なんか青山くんの気持ちがよく分かるなぁ、って思ってしまった。この何気ないシーンが1番印象に残っている。おそらく私もそうだから。

徐々に孤独じゃなくなっていく青山くんのことを(物語の世界の中で)眺めていられるのは、なんだか幸せなことだと感じてしまった。この本は文章の雰囲気が"優しい"から、青山くんの幸せを望みすぎて欲求過多になりそうだ。

青山くんが"自分のことを幸福だ"と思えた瞬間が最後に訪れたこと、そのことに対して私も幸福な気持ちを抱けたような気がしている。

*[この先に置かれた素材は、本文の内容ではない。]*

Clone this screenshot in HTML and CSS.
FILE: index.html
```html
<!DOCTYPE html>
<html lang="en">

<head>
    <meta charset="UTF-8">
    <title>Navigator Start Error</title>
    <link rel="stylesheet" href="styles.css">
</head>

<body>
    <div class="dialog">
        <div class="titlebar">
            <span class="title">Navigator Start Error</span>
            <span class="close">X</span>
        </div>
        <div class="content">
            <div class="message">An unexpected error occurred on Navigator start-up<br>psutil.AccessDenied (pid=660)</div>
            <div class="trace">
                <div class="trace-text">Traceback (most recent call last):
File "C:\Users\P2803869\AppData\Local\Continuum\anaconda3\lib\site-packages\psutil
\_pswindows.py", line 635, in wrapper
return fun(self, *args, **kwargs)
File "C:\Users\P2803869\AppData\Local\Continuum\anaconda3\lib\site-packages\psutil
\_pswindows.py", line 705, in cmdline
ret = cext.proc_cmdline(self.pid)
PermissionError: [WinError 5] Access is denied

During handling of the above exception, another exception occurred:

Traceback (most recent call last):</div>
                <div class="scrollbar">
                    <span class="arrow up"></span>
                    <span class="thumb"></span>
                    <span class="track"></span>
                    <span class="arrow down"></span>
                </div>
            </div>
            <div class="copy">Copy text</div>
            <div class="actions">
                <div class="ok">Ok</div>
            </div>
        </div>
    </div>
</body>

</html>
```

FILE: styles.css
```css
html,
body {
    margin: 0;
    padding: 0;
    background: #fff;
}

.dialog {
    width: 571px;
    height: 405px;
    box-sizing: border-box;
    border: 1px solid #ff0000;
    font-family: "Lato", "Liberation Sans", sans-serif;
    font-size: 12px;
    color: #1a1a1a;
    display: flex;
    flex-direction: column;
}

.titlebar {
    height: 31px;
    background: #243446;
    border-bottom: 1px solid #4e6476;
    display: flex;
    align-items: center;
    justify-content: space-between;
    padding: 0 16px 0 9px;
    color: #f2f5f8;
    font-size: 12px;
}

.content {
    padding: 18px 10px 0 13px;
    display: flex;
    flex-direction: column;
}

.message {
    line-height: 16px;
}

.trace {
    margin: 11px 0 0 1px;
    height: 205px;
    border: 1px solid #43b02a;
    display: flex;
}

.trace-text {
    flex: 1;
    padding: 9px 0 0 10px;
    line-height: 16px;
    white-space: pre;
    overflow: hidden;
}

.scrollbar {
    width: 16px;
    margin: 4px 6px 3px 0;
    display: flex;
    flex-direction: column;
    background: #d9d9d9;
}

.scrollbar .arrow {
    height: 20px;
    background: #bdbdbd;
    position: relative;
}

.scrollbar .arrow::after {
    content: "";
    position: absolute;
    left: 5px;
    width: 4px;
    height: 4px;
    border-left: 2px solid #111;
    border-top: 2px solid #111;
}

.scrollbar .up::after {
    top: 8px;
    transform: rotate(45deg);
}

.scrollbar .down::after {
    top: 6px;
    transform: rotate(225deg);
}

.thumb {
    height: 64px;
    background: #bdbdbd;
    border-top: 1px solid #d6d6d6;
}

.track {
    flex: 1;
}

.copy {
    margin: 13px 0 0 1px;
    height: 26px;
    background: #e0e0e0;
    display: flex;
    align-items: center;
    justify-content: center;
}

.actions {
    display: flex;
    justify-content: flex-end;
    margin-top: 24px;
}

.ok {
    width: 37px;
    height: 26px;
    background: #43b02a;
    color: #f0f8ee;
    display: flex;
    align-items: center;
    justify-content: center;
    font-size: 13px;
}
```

青山くんは"生きる意味"を運命の中で探し続けている。その答えを探す術が、水墨画だったのだ。小説だから1ページも絵は描かれていないし、実際に青山くんが描いた水墨画を見ることはできない。
それでも、想像できてしまうのだから不思議だ。
湖山先生が言っていた、「心の内側にある宇宙」なんていう、空想とも言えるような世界のことを。
青山くんの心の内側には確かに、宇宙があるんだろうな。現象は外側にあるだけはなくて、内側にあるってことを、彼自身が1番体感しているのだろう。



288ページより

何もかもに投げ捨てられて、とても孤独だったはずなのに、とても孤独だったことがこんなにも広く大きな世界に繋がっていた。
僕はあのとき、湖山先生から水墨を手渡されたのだと思った。

"生きる意味"を見出してほしい、ということを"水墨"を通して青山くんに伝えようとした湖山先生の思いが、痛いほど分かった気がする。


青山くんをずっと応援し続けたい、彼の人生をずっと見ていたい、そんな気がした。